Start INPUT MATERIAL

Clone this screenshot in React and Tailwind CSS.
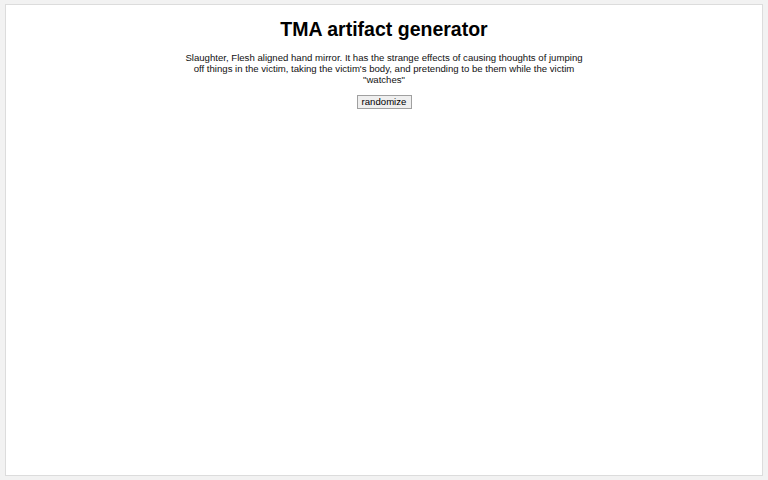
import React, { useState } from "react";

const artifacts = [
  "Slaughter, Flesh aligned hand mirror. It has the strange effects of causing thoughts of jumping off things in the victim, taking the victim's body, and pretending to be them while the victim \"watches\"",
  "Spiral, Web aligned music box. It has the strange effects of causing the victim to forget their own name, and hearing footsteps behind them that never arrive",
  "Buried, Dark aligned pocket watch. It has the strange effects of causing shortness of breath in the victim, and the feeling of walls closing in",
];

export default function App() {
  const [idx, setIdx] = useState(0);

  const randomize = () => {
    setIdx(Math.floor(Math.random() * artifacts.length));
  };

  return (
    <div className="min-h-screen bg-[#f2f2f2] pt-[4px] pl-[5px] font-['Liberation_Sans',Arial,sans-serif] text-black">
      <div className="w-[758px] h-[472px] border border-[#dcdcdc] bg-white flex flex-col items-center">
        <h1 className="mt-[12px] text-[19.5px] font-bold leading-[24px]">
          TMA artifact generator
        </h1>
        <p className="mt-[11px] w-[400px] text-center text-[9.6px] leading-[11px] text-[#111]">
          {artifacts[idx]}
        </p>
        <button
          onClick={randomize}
          className="mt-[10px] h-[14px] w-[55px] border border-[#a0a0a0] bg-[#efefef] text-[9.6px] leading-[12px]"
        >
          randomize
        </button>
      </div>
    </div>
  );
}
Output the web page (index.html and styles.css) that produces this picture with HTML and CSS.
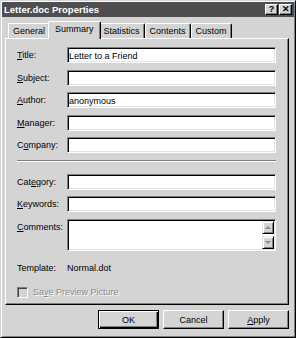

End INPUT MATERIAL

● TO DO
Using the records given above, list every line that includes the word "React".

● EXERCISE SOLUTION
Clone this screenshot in React and Tailwind CSS.
import React, { useState } from "react";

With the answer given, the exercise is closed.